Bien ironiquement, et à l’inverse, le grand Danton sera victime de la problématique inverse : ne comprenant pas le tour le plus fameux de son rival, et refusant de voir la réalité prosaïque que ce tour cache (celle que lui indique pourtant le personnage de Michael Caine), il cherchera à tout prix une autre solution, contre-nature et même sur-naturelle, qui pourrait bien le conduire à sa perte.
Le film de Nolan s’interroge aussi sur la figure du double : ce sont d’abord les personnages de Jackman et Bale qui peuvent être considérés comme deux frères ennemis, tous deux dévorés par la même passion, la magie, tous deux gravitant à un moment donné autour d’une image féminine. Mais cette image du double, l’intrigue avançant, se fait encore plus omniprésente et vertigineuse : je ne peux toutefois en dire davantage, risquant sinon de dévoiler la chute du film, doublement (c’est le cas de le dire !) surprenante et qui décuple, en miroir, le sentiment de tournis du spectateur.
Cette analyse pourrait s’arrêter là mais, une nouvelle fois, mon esprit mal tourné m’a conduit à dresser un parallèle avec l’actualité politique. Un peu comme je l’avais fait il y a quelques temps avec ma lecture sarkozyste de Spiderman 3.

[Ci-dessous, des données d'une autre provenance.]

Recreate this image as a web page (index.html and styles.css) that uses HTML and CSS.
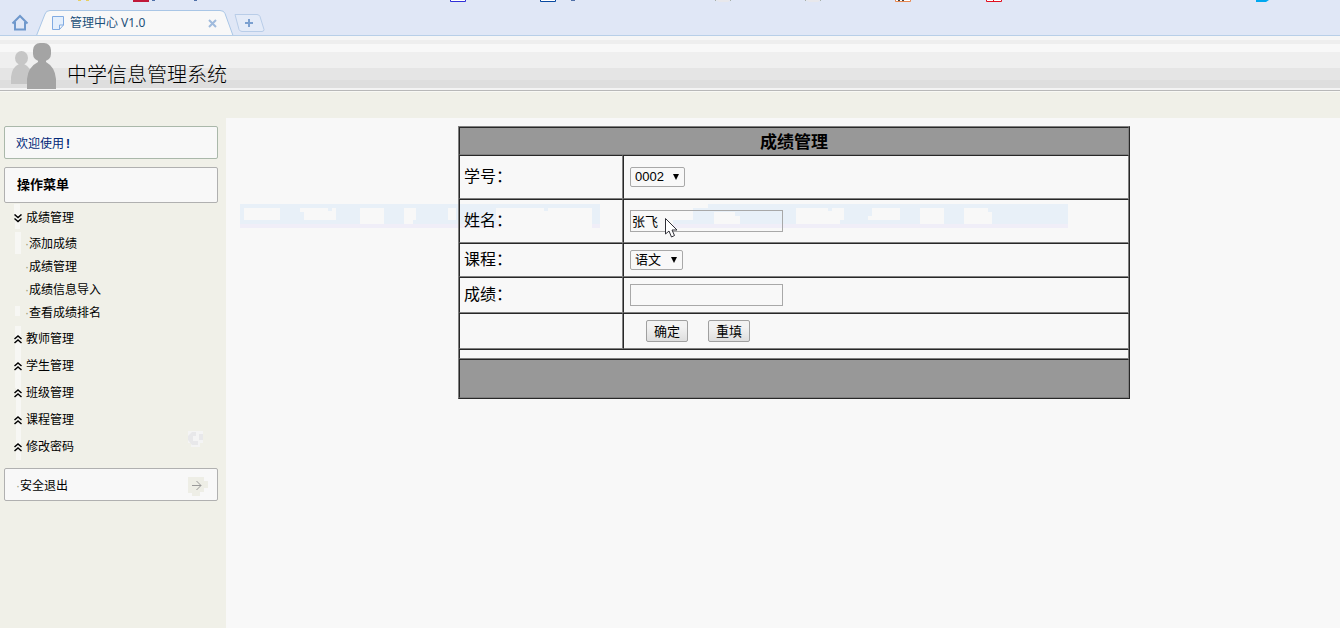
FILE: index.html
```html
<!DOCTYPE html>
<html lang="zh-CN">
<head>
<meta charset="utf-8">
<title>管理中心 V1.0</title>
<link rel="stylesheet" href="styles.css">
</head>
<body>
<nav class="tabbar">
  <svg class="bookmarks" width="1340" height="3" viewBox="0 0 1340 3" aria-hidden="true">
    <path fill="#e8cf60" d="M78 0h3v1h-3zM86 0h3v1h-3z"/>
    <path fill="#c01838" d="M133 0h16v2h-16z"/>
    <path fill="#5070a8" d="M152 0h3v1h-3zM194 0h3v1h-3zM571 0h4v1h-4z"/>
    <path fill="#fff" stroke="#3030d8" d="M450.500-1h15v2.500h-15z"/>
    <path fill="#fff" stroke="#0848a0" d="M540.500-1h15v2.500h-15z"/>
    <path fill="#e8e8ec" d="M716 0h15l-3 2h-9zM806 0h15l-3 2h-9z"/>
    <path fill="#a8b0a8" d="M715 0h1v1h-1zM730 0h1v1h-1zM805 0h1v1h-1zM820 0h1v1h-1z"/>
    <path fill="#fff" stroke="#e88850" d="M895.500-1h15v2.500h-15z"/>
    <path fill="#444" d="M898 0h2v1h-2zM902 0h2v1h-2z"/>
    <path fill="#fff" stroke="#e01020" d="M986.500-1h15v2.500h-15zM993.500 0v1"/>
    <path fill="#00a8f0" d="M1256 0h13l-3 2h-10z"/>
  </svg>
  <a class="home" href="#" aria-label="主页">
    <svg width="18" height="18" viewBox="0 0 18 18"><path fill="none" stroke="#6f98cc" stroke-width="2" d="M1.500 9.500L9 2l7.500 7.500M4 8v7.500h10V8"/></svg>
  </a>
  <div class="tab">
    <svg class="tab-shape" width="202" height="27" viewBox="0 0 202 27"><path fill="#f8f8f8" stroke="#a9c6e6" d="M-2.500 25.500h2L8 4Q9 .5 13 .5h170q4 0 5 3l8 22h6"/></svg>
    <svg class="page-icon" width="12" height="14" viewBox="0 0 12 14"><path fill="#e4effc" stroke="#80abe2" d="M.5.5h11v8.500l-4 4.500h-7zM11.500 9h-4v4.500"/></svg>
    <span class="tab-title">管理中心 V1.0</span>
    <button class="close" type="button" aria-label="关闭">
      <svg width="9" height="9" viewBox="0 0 9 9"><path stroke="#a0bbdd" stroke-width="2" d="M1 1l7 7M8 1L1 8"/></svg>
    </button>
  </div>
  <button class="newtab" type="button" aria-label="新建标签页">
    <svg width="31" height="20" viewBox="0 0 31 20"><path fill="#e4ebf8" stroke="#b9cde8" d="M1 1.500h22q2 0 3 2l4 13q0 2-2 2H8q-2 0-3-2z"/><path stroke="#7ba0d0" stroke-width="2" d="M11 10h8M15 6v8"/></svg>
  </button>
</nav>
<header class="header">
  <svg class="people" width="46" height="48" viewBox="0 0 46 48" aria-hidden="true">
    <ellipse cx="10.500" cy="16" rx="6.500" ry="7" fill="#c6c6c6"/>
    <path fill="#c6c6c6" d="M0 42V35Q1 25 8 22h5q7 3 8 13v7z"/>
    <rect x="22" y="1" width="18" height="18" rx="7" fill="#a4a4a4"/>
    <path fill="#a4a4a4" d="M27 17h8v3q9 5 10 17v10H16V37q1-12 11-17z"/>
  </svg>
  <h1 class="brand">中学信息管理系统</h1>
</header>
<div class="layout">
  <aside class="sidebar">
    <div class="box welcome">欢迎使用<b>!</b></div>
    <h2 class="box menu-title">操作菜单</h2>
    <ul class="menu">
      <li><a class="group" href="#"><svg width="8" height="9" viewBox="0 0 8 9"><path d="M.5.5L4 3.500 7.500.5M.5 4.500L4 7.500l3.500-3"/></svg>成绩管理</a>
        <ul class="submenu">
          <li><a href="#">添加成绩</a></li>
          <li><a href="#">成绩管理</a></li>
          <li><a href="#">成绩信息导入</a></li>
          <li><a href="#">查看成绩排名</a></li>
        </ul>
      </li>
      <li><a class="group" href="#"><svg width="8" height="9" viewBox="0 0 8 9"><path d="M.5 4L4 1l3.500 3M.5 8L4 5l3.500 3"/></svg>教师管理</a></li>
      <li><a class="group" href="#"><svg width="8" height="9" viewBox="0 0 8 9"><path d="M.5 4L4 1l3.500 3M.5 8L4 5l3.500 3"/></svg>学生管理</a></li>
      <li><a class="group" href="#"><svg width="8" height="9" viewBox="0 0 8 9"><path d="M.5 4L4 1l3.500 3M.5 8L4 5l3.500 3"/></svg>班级管理</a></li>
      <li><a class="group" href="#"><svg width="8" height="9" viewBox="0 0 8 9"><path d="M.5 4L4 1l3.500 3M.5 8L4 5l3.500 3"/></svg>课程管理</a></li>
      <li><a class="group" href="#"><svg width="8" height="9" viewBox="0 0 8 9"><path d="M.5 4L4 1l3.500 3M.5 8L4 5l3.500 3"/></svg>修改密码</a></li>
    </ul>
    <a class="box logout" href="#"><span class="dotted">安全退出</span>
      <svg width="20" height="20" viewBox="0 0 20 20"><path fill="#eeeee6" d="M0 1h16v4h4v7h-4v4h-4v4H4v-3H0z"/><path fill="none" stroke="#999" d="M4 9.500h9M8.500 5l4.500 4.500L8.500 14"/></svg>
    </a>
    <svg class="ghost" width="18" height="16" viewBox="0 0 18 16" aria-hidden="true"><path fill="#f4f4f4" d="M1 0h15v12h-3v4H4v-4H1z"/><path fill="#e8e8ea" d="M5 1h4v4H6v5h5v4H5l-4-5V5zM12 3h4v6h-4z"/></svg>
    <svg class="streak" width="8" height="256" viewBox="0 0 8 256" aria-hidden="true"><path fill="#f7f7f4" d="M0 0h6v25H1V12H0zM1 28h6v22H1zM1 102h5v10H1zM1 122h6v134H2v-72H1z"/></svg>
  </aside>
  <main class="content">
    <svg class="band" width="828" height="24" viewBox="0 0 828 24" aria-hidden="true">
      <path fill="#e8f0f8" d="M0 0h828v20H0z"/>
      <path fill="#f0eef8" d="M0 20h828v4H0z"/>
      <path fill="#f8f8f8" d="M4 4h36v12H4zM60 4h28v3h4V4h4v12H64V8h-4zM120 4h24v16h-24zM164 4h12v12h-3v4h-9zM208 4h8v12h-8zM256 4h48v3h4V4h44v20h-92V16h-4zM360 0h108v4h-15v12h-20v8h-73zM474 8h21v4h5v8h-26zM556 4h32v3h4V4h12v12h-4v4h-44zM632 4h28v12h-32v-4h4zM680 4h24v16h-24zM724 4h24v4h4v12h-28z"/>
    </svg>
    <form class="form" onsubmit="return false">
      <table class="grid">
        <colgroup><col class="col-label"><col></colgroup>
        <thead><tr class="row-head"><th colspan="2">成绩管理</th></tr></thead>
        <tbody>
          <tr class="row-tall"><td><label for="sid">学号：</label></td><td class="field"><span class="pick"><select id="sid"><option>0002</option></select></span></td></tr>
          <tr class="row-tall"><td><label for="name">姓名：</label></td><td class="field"><input id="name" type="text" value="张飞"></td></tr>
          <tr class="row-short"><td><label for="course">课程：</label></td><td class="field"><span class="pick"><select id="course"><option>语文</option></select></span></td></tr>
          <tr class="row-mid"><td><label for="score">成绩：</label></td><td class="field"><input id="score" type="text"></td></tr>
          <tr class="row-mid"><td></td><td class="field"><div class="actions"><button class="btn" type="submit">确定</button><button class="btn" type="reset">重填</button></div></td></tr>
          <tr class="row-gap"><td colspan="2"></td></tr>
        </tbody>
        <tfoot><tr class="row-foot"><td colspan="2"></td></tr></tfoot>
      </table>
      <svg class="cursor" width="13" height="20" viewBox="0 0 13 20" aria-hidden="true"><path fill="#fff" stroke="#303038" d="M.5.5v15.500l3.500-3 2.500 6 3-1.500L7 12h5z"/></svg>
    </form>
  </main>
</div>
</body>
</html>
```
FILE: styles.css
```css
* { box-sizing: border-box; }
body {
  margin: 0;
  min-height: 100vh;
  display: flex;
  flex-direction: column;
  background: #f0f0e8;
  color: #000;
  font: 12px/16px "Liberation Sans", "Noto Sans CJK SC", sans-serif;
}
a { color: inherit; text-decoration: none; }
ul { list-style: none; margin: 0; padding: 0; }
button { font: inherit; }

.tabbar {
  position: relative;
  display: flex;
  align-items: flex-end;
  height: 36px;
  overflow: hidden;
  background: #e0e7f6;
  border-bottom: 1px solid #b8cfe8;
}
.bookmarks { position: absolute; top: 0; left: 0; }
.home { width: 37px; height: 21px; padding-left: 11px; }
.tab {
  position: relative;
  display: flex;
  align-items: center;
  width: 202px;
  height: 25px;
  padding: 1px 22px 0 15px;
}
.tab-shape { position: absolute; left: 0; top: 0; overflow: visible; }
.page-icon, .tab-title, .close { position: relative; }
.tab-title { flex: 1; margin-left: 6px; color: #1c5078; font-family: "Noto Sans", "Noto Sans CJK SC", sans-serif; }
.close, .newtab { display: flex; padding: 0; border: 0; background: none; }
.newtab { margin: 0 0 2px -5px; }

.header {
  display: flex;
  align-items: flex-end;
  gap: 10px;
  height: 56px;
  padding: 0 0 1px 11px;
  border-bottom: 1px solid #f8f8f4;
  background: linear-gradient(#f6f6f6 4px, #eee 4px 8px, #f8f8f8 8px 16px, #efefef 16px 32px, #e5e5e5 32px 44px, #dedede 44px 52px, #f4f4f4 52px 54px, #b8b8b8 54px);
}
.brand { margin: 0; padding-bottom: 2px; font: 300 20px/28px "Noto Sans CJK SC", sans-serif; }

.layout { flex: 1; display: flex; padding-top: 26px; }
.sidebar { position: relative; width: 226px; padding: 8px 8px 8px 4px; }
.box {
  display: flex;
  align-items: center;
  height: 33px;
  margin: 0 0 8px;
  padding: 2px 11px 0;
  border: 1px solid #b0b0b0;
  border-radius: 2px;
  background: #f8f8f8;
}
.welcome { border-color: #aab8aa; color: #002878; }
.welcome b { margin-left: 2px; }
.menu-title { height: 36px; margin-bottom: 1px; padding: 0 12px; font-size: 13px; font-weight: 700; }
.menu { position: relative; z-index: 1; margin-bottom: 8px; }
.group { display: flex; align-items: center; gap: 4px; height: 27px; padding: 1px 0 0 10px; }
.group svg { fill: none; stroke: #000; stroke-width: 1.5; }
.submenu { padding-top: 2px; }
.submenu a { display: block; padding-left: 21px; line-height: 23px; }
.submenu a::before, .dotted::before { content: "·"; color: #9a9a78; }
.logout { justify-content: space-between; padding-right: 9px; }
.ghost { position: absolute; left: 187px; top: 313px; }
.streak { position: absolute; left: 14px; top: 86px; }

.content {
  position: relative;
  flex: 1;
  min-width: 0;
  padding: 8px 0 0 22px;
  background: #f8f8f8;
}
.band { position: absolute; left: 14px; top: 86px; }
.form { position: relative; width: 672px; max-width: 100%; margin: 0 auto; }
.grid {
  width: 100%;
  border: 1px solid #808080;
  border-right-color: #282828;
  border-bottom-color: #282828;
  border-spacing: 0;
  table-layout: fixed;
  font: 16px/20px "Noto Sans CJK SC", sans-serif;
}
.col-label { width: 164px; }
.grid th, .grid td {
  padding: 0 4px 4px;
  border: 1px solid #282828;
  border-right-color: #808080;
  border-bottom-color: #808080;
}
.grid .field { padding: 0 6px; }
.row-head { height: 28px; }
.row-tall { height: 44px; }
.row-short { height: 34px; }
.row-mid { height: 36px; }
.grid .row-gap { height: 10px; }
.row-foot { height: 39px; }
.row-head th, .row-foot td { background: #989898; }
.grid .row-head th { padding-bottom: 1px; font-size: 17px; }

.pick { position: relative; display: flex; width: max-content; }
.pick::after {
  content: "";
  position: absolute;
  right: 6px;
  top: 7px;
  border: 3px solid transparent;
  border-top: 6px solid #000;
  border-bottom: 0;
  pointer-events: none;
}
select {
  appearance: none;
  height: 20px;
  padding: 0 20px 0 4px;
  border: 1px solid #a8a8a8;
  border-radius: 2px;
  background: #f8f8f8;
  color: #000;
  font: 13px/18px "Liberation Sans", "Noto Sans CJK SC", sans-serif;
}
.field input {
  display: block;
  width: 153px;
  height: 22px;
  padding: 0 1px 2px;
  border: 1px solid #a8a8a8;
  background: transparent;
  color: #000;
  font: 13px/20px "Noto Sans CJK SC", sans-serif;
}
.actions { display: flex; gap: 20px; padding-left: 16px; }
.btn {
  width: 42px;
  height: 22px;
  padding: 0;
  border: 1px solid #a0a0a0;
  border-radius: 2px;
  background: linear-gradient(#f2f2f2 30%, #dedede);
  font: 13px/18px "Noto Sans CJK SC", sans-serif;
}
.cursor { position: absolute; left: 207px; top: 92px; }
```
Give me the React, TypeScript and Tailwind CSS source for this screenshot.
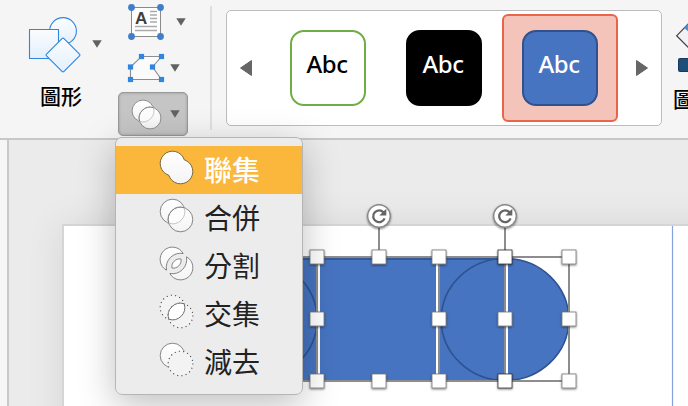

Je n’ai pu m’empêcher de penser, témoin de cette combustion des égos qui brûle Jackman et Bale, et témoin de ce désir de leurrer l’autre et d’avoir toujours un coup d’avance sur lui, au feuilleton Sarkozy-Villepin dans l’affaire Clearstream. En effet, que nous dit-on depuis ces dernières semaines ? Qu’il est bien difficile de dire qui, de Sarkozy ou de Villepin, manipule l’autre. L’on croit à un moment donné que l’un des deux a définitivement pris l’ascendant sur l’autre, mais peut-être après tout qu’un nouveau rebondissement va renverser les rôles et faire de la victime le bourreau, et vice-versa. Qui tire les ficelles, qui est à la source de la machination ?
Gageons que le dénouement de cette affaire sera moins spectaculaire et terrible que celui du Prestige.